Phrasal verb is a very unique and quite complex construction of the English language. Many ESL students have difficulties understanding the meaning of phrasal verbs. I hope you are more confident now with the grammar of phrasal verbs. In case this is not confusing enough for you, many phrasal verbs have more than just one meaning.
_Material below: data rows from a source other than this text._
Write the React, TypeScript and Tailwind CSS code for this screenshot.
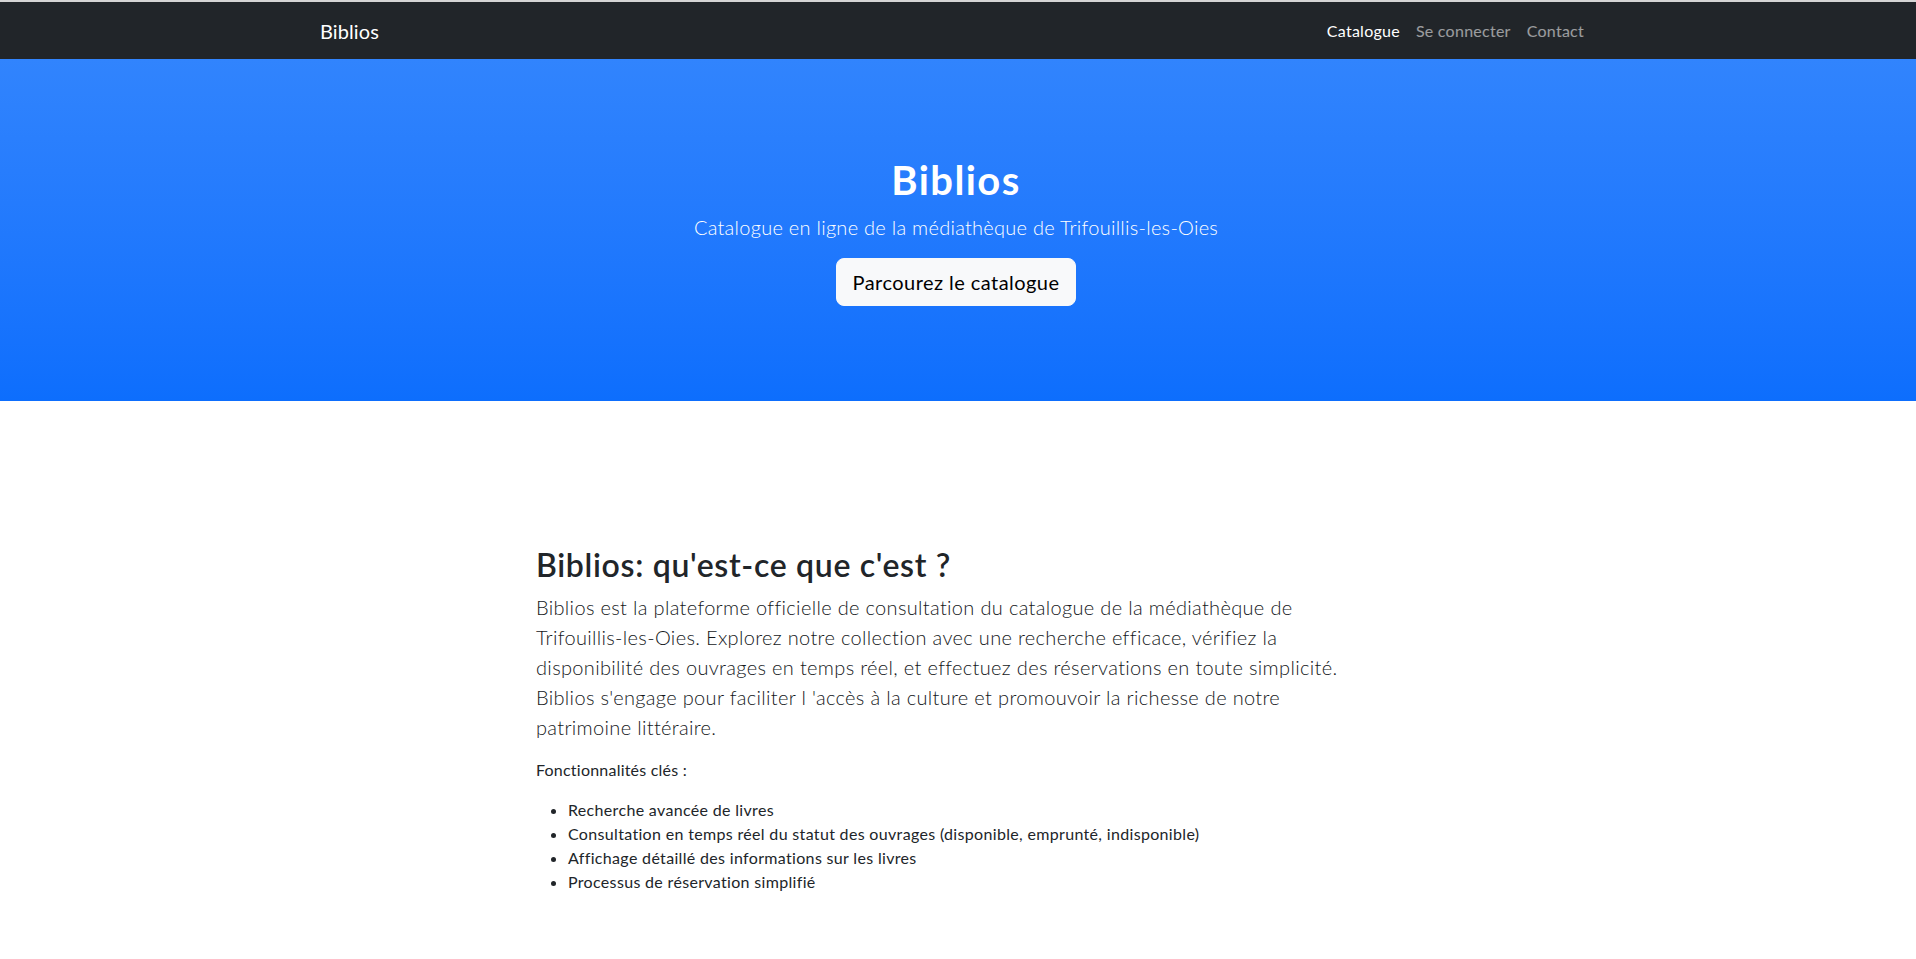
import React from "react";

export default function App() {
  const font = { fontFamily: "Lato, 'Noto Sans', sans-serif" };
  return (
    <div className="min-h-screen bg-white" style={font}>
      <div className="h-[2px] bg-[#d4d4d4]" />
      <nav className="h-[57px] bg-[#212529]">
        <div className="mx-auto flex h-full w-[1278px] items-center justify-between pl-[1px] pr-[5px]">
          <span className="text-[20px] leading-[30px] tracking-[0.1px] text-white">Biblios</span>
          <div className="flex items-center text-[16px] leading-[24px] tracking-[0.26px]">
            <span className="px-2 text-white">Catalogue</span>
            <span className="px-2 text-white/55">Se connecter</span>
            <span className="px-2 text-white/55">Contact</span>
          </div>
        </div>
      </nav>
      <header className="flex h-[342px] flex-col items-center bg-gradient-to-b from-[#3184fd] to-[#0d6efd] pt-[97px] pr-[4px] text-center text-white">
        <h1 className="mb-2 text-[40px] font-bold leading-[48px] tracking-[1.4px]">Biblios</h1>
        <p className="mb-4 text-[20px] font-light leading-[30px] tracking-[0.27px]">
          Catalogue en ligne de la médiathèque de Trifouillis-les-Oies
        </p>
        <button className="h-[48px] rounded-lg border border-[#f8f9fa] bg-[#f8f9fa] px-4 text-[20px] leading-[30px] tracking-[0.45px] text-black">
          Parcourez le catalogue
        </button>
      </header>
      <main className="mx-auto w-[844px] pt-[145px] pb-16 text-[#212529]">
        <h2 className="mb-2 text-[32px] font-semibold leading-[38px] tracking-[0.68px]">
          Biblios: qu'est-ce que c'est ?
        </h2>
        <p className="mb-4 whitespace-nowrap text-[20px] font-light leading-[30px] tracking-[0.33px] text-[#15181b]">
          Biblios est la plateforme officielle de consultation du catalogue de la médiathèque de
          <br />
          Trifouillis-les-Oies. Explorez notre collection avec une recherche efficace, vérifiez la
          <br />
          disponibilité des ouvrages en temps réel, et effectuez des réservations en toute simplicité.
          <br />
          Biblios s'engage pour faciliter l 'accès à la culture et promouvoir la richesse de notre
          <br />
          patrimoine littéraire.
        </p>
        <p className="mb-4 text-[16px] leading-[24px] tracking-[0.22px]">Fonctionnalités clés :</p>
        <ul className="list-disc pl-8 text-[16px] leading-[24px] tracking-[0.33px]">
          <li>Recherche avancée de livres</li>
          <li>Consultation en temps réel du statut des ouvrages (disponible, emprunté, indisponible)</li>
          <li>Affichage détaillé des informations sur les livres</li>
          <li>Processus de réservation simplifié</li>
        </ul>
      </main>
    </div>
  );
}
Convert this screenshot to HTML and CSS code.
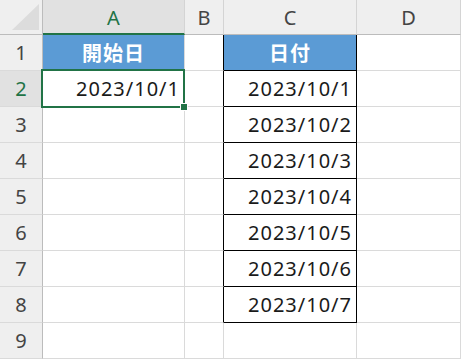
FILE: index.html
```html
<!DOCTYPE html>
<html lang="ja">
<head>
<meta charset="UTF-8">
<title>日付</title>
<link rel="stylesheet" href="styles.css">
</head>
<body>
<div class="sheet">
  <div class="corner">
    <svg width="43" height="35" viewBox="0 0 43 35"><polygon points="40,5 40,31 13,31" fill="#dcdcdc"/></svg>
  </div>
  <div class="colhead sel">A</div>
  <div class="colhead">B</div>
  <div class="colhead">C</div>
  <div class="colhead">D</div>

  <div class="rowhead">1</div>
  <div class="cell title">開始日</div>
  <div class="cell lb"></div>
  <div class="cell title box">日付</div>
  <div class="cell"></div>

  <div class="rowhead sel">2</div>
  <div class="cell num">2023/10/1</div>
  <div class="cell lb"></div>
  <div class="cell num box">2023/10/1</div>
  <div class="cell"></div>

  <div class="rowhead">3</div>
  <div class="cell"></div>
  <div class="cell lb"></div>
  <div class="cell num box">2023/10/2</div>
  <div class="cell"></div>

  <div class="rowhead">4</div>
  <div class="cell"></div>
  <div class="cell lb"></div>
  <div class="cell num box">2023/10/3</div>
  <div class="cell"></div>

  <div class="rowhead">5</div>
  <div class="cell"></div>
  <div class="cell lb"></div>
  <div class="cell num box">2023/10/4</div>
  <div class="cell"></div>

  <div class="rowhead">6</div>
  <div class="cell"></div>
  <div class="cell lb"></div>
  <div class="cell num box">2023/10/5</div>
  <div class="cell"></div>

  <div class="rowhead">7</div>
  <div class="cell"></div>
  <div class="cell lb"></div>
  <div class="cell num box">2023/10/6</div>
  <div class="cell"></div>

  <div class="rowhead">8</div>
  <div class="cell"></div>
  <div class="cell lb"></div>
  <div class="cell num box">2023/10/7</div>
  <div class="cell"></div>

  <div class="rowhead">9</div>
  <div class="cell"></div>
  <div class="cell"></div>
  <div class="cell"></div>
  <div class="cell"></div>

  <div class="selection"><span class="handle"></span></div>
</div>
</body>
</html>
```

FILE: styles.css
```css
body {
    margin: 0;
    background: #ffffff;
    font-family: "Noto Sans CJK JP", "Noto Sans", sans-serif;
}

.sheet {
    position: relative;
    display: grid;
    grid-template-columns: 43px 142px 39px 133px 1fr;
    grid-template-rows: 35px repeat(9, 36px);
    width: 461px;
    height: 360px;
    overflow: hidden;
}

.corner {
    background: #efefef;
    border-right: 1px solid #bcbcbc;
    border-bottom: 1px solid #bcbcbc;
    box-sizing: border-box;
}
.corner svg {
    display: block;
    margin: -1px 0 0 -1px;
}

.colhead {
    background: #efefef;
    border-right: 1px solid #d4d4d4;
    border-bottom: 1px solid #bcbcbc;
    box-sizing: border-box;
    display: flex;
    align-items: center;
    justify-content: center;
    color: #444444;
    font-family: "Noto Sans", "Liberation Sans", sans-serif;
    font-size: 20px;
    padding-top: 1px;
}
.colhead.sel {
    background: #e1e1e1;
    color: #217346;
    border-bottom: 2px solid #217346;
}

.rowhead {
    background: #efefef;
    border-right: 1px solid #bcbcbc;
    border-bottom: 1px solid #dadada;
    box-sizing: border-box;
    display: flex;
    align-items: center;
    justify-content: center;
    color: #444444;
    font-family: "Noto Sans", "Liberation Sans", sans-serif;
    font-size: 20px;
}
.rowhead.sel {
    background: #e1e1e1;
    color: #217346;
}

.cell {
    border-right: 1px solid #dadada;
    border-bottom: 1px solid #dadada;
    box-sizing: border-box;
    display: flex;
    align-items: center;
    padding: 0 5px;
    font-size: 20px;
    color: #000000;
}
.cell.lb {
    border-right-color: #000000;
}
.cell.box {
    border-right-color: #000000;
    border-bottom-color: #000000;
}
.cell.title {
    background: #5b9bd5;
    color: #ffffff;
    font-weight: bold;
    justify-content: center;
    letter-spacing: 1px;
}
.cell.num {
    justify-content: flex-end;
    padding-right: 4px;
    font-family: "Noto Sans", "Liberation Sans", sans-serif;
    letter-spacing: 1px;
    color: #1a1a1a;
}

.selection {
    position: absolute;
    left: 41px;
    top: 69px;
    width: 144px;
    height: 39px;
    border: 2px solid #217346;
    box-sizing: border-box;
}
.handle {
    position: absolute;
    right: -5px;
    bottom: -5px;
    width: 6px;
    height: 6px;
    background: #217346;
    border: 1px solid #ffffff;
}
```
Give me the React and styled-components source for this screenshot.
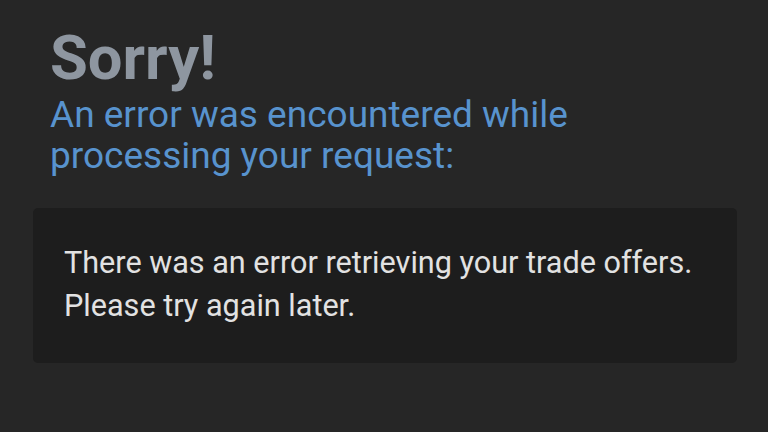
import React from 'react';
import styled, { createGlobalStyle } from 'styled-components';

const GlobalStyle = createGlobalStyle`
  html, body {
    margin: 0;
    padding: 0;
    background: #262626;
    font-family: Roboto, "Liberation Sans", sans-serif;
  }
`;

const Page = styled.div`
  width: 768px;
  height: 432px;
  box-sizing: border-box;
  padding: 23px 31px 0 33px;
  background: #262626;
`;

const Header = styled.div`
  padding-left: 17px;
`;

const Title = styled.h1`
  margin: 0;
  font-size: 61.5px;
  line-height: 71px;
  font-weight: 700;
  color: #8e96a0;
`;

const Subtitle = styled.h2`
  margin: 0;
  font-size: 37px;
  line-height: 41px;
  font-weight: 400;
  color: #5893ce;
`;

const Panel = styled.div`
  margin-top: 32px;
  background: #1d1d1d;
  border-radius: 5px;
  padding: 33px 31px 36px;
`;

const Message = styled.p`
  margin: 0;
  font-size: 30.6px;
  line-height: 43px;
  color: #e2e2e2;
`;

export default function App() {
  return (
    <>
      <GlobalStyle />
      <Page>
        <Header>
          <Title>Sorry!</Title>
          <Subtitle>
            An error was encountered while
            <br />
            processing your request:
          </Subtitle>
        </Header>
        <Panel>
          <Message>
            There was an error retrieving your trade offers.
            <br />
            Please try again later.
          </Message>
        </Panel>
      </Page>
    </>
  );
}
Let’s have a look at popular phrasal verbs with multiple meanings.
10 Phrasal Verbs with Multiple Meanings
TO TAKE OFF
1. to remove
Example: It was a warm sunny day and I decided to take off my coat.
2. to leave the ground
Example: I hope our plane will take off on time.
TO GET THROUGH
1. to finish
Example: I don’t think I’ll get through your report by the end of this week.
2. to pass
Example: I think Michael will get through the test.
TO PICK UP
1. to take it from a low place
Example: I asked him to pick up the rubbish.
2. to collect
Example: I have to pick up my Mum at 8.45 p.m.
3. to improve
Example: The world economy is picking up quite strongly.
TO GO OFF
1. to ring
Example: Alarm fails sometimes on mobile devices and doesn’t go off.
2. to go bad
Example: The milk will go off if you don’t put back in the fridge after breakfast.
3. to explode
Example: Luckily the bomb failed to go off.
TO RUN OVER
1. to hit someone with a car
Example: I ran over a fox last night.
2. to exceed
Example: The project ran over its expected budget.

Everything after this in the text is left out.